尚真王は、琉球各地に散らばっていた按司を 
首里に集めて、中央集権体制を強化します。


王は、配下の按司達に多額の給与を与え 

領地に戻る気がしなくなるように 仕向けるばかりではなく、
お互いが反目しないように、 首里を3つの平等(ふぃら)に分けて、 

それぞれ、南山、北山、中山の按司を 纏めて配置しました。 

それぞれの平等には 御嶽も設置され、
わざわざ 地元に帰らなくてもいいように しています。
 こうして按司と土地との繋がりを 尚家は絶っていったのです。


 また、尚王統は、 首里に移転した三山の按司に、

 積極的に娘を与えて婚姻を結び幕末までには、
按司家は 殆ど全て尚家の親戚になって尚を名乗り、
名乗り頭は朝になります。


 ※唯一の例外は先祖の功績で 按司名を残された国頭御殿だけ 


一方の徳川幕府は、 親藩・譜代大名は別としても、

 外様大名には常に目を光らせ、 落ち度あれば改易して 
領地を没収しています。 赤穂藩の取り潰しが有名ですが、 

それ以外にも改易になったのは、 200家を下らないでしょう。


 琉球で取りつぶしになったのは、 尚寧王の時代に乱を起こした

 謝名家くらいのもので、 それ以外では聞きません。


武断に傾いた大和に対し、背かせなかった琉球の統治は、
より巧妙で周到であったと言えるでしょう。

錫の合板で覆われていた過去の首里城

今の首里城は、木造建築の瓦葺ですが、

これは、 1715年に焼けたのを再建したものを参考にして

 戦後の1992年に復元されたものです。


それ以前から首里城は、何度か焼けていて、 

一番最初に建てられた頃にはどんな姿をしていたかは

 実はよく分かっていないのです。 


最初に焼けたのは、1456年とされていますが、 

その頃の首里城について興味深い記述があります。 

それは、1456年に漂流した朝鮮水軍の 梁成の記録によるのですが、


それによると、、 首里城の内城には、


三層の楼閣があって、板で覆い 錫(すず)を張ってある、

この上層に珍宝を収納し 下層には、酒や食物を保存し中層には王が住んでいる。 

この首里城の内城とは首里城本殿の事と考えられます。 

楼閣とは首里城正殿であり、それは板張りで、 上から錫の板を張ってあると書いているのです。 

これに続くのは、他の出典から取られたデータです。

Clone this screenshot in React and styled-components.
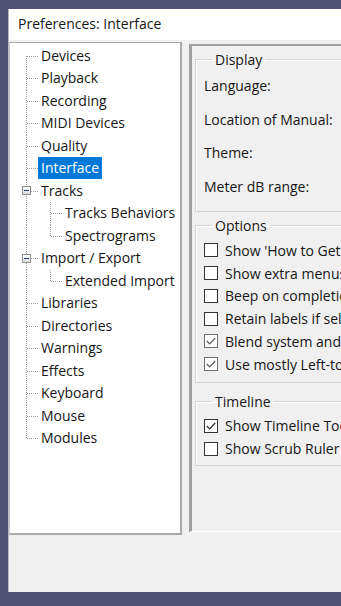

つまり、当時の首里城は今のように朱塗りを剥きだしに しているのではなく、

その上から金属の板を張り、 完全防備していた事になります。 


内部からの出火は、外の錫板では防げないので、 

これは、外からの火矢に対応する為の防備ではないでしょうか? 

そうだとすると、550年前の首里城は、 今のように赤くなく、

鈍色に輝いた冷たい 印象を持つ城だったかも知れませんね。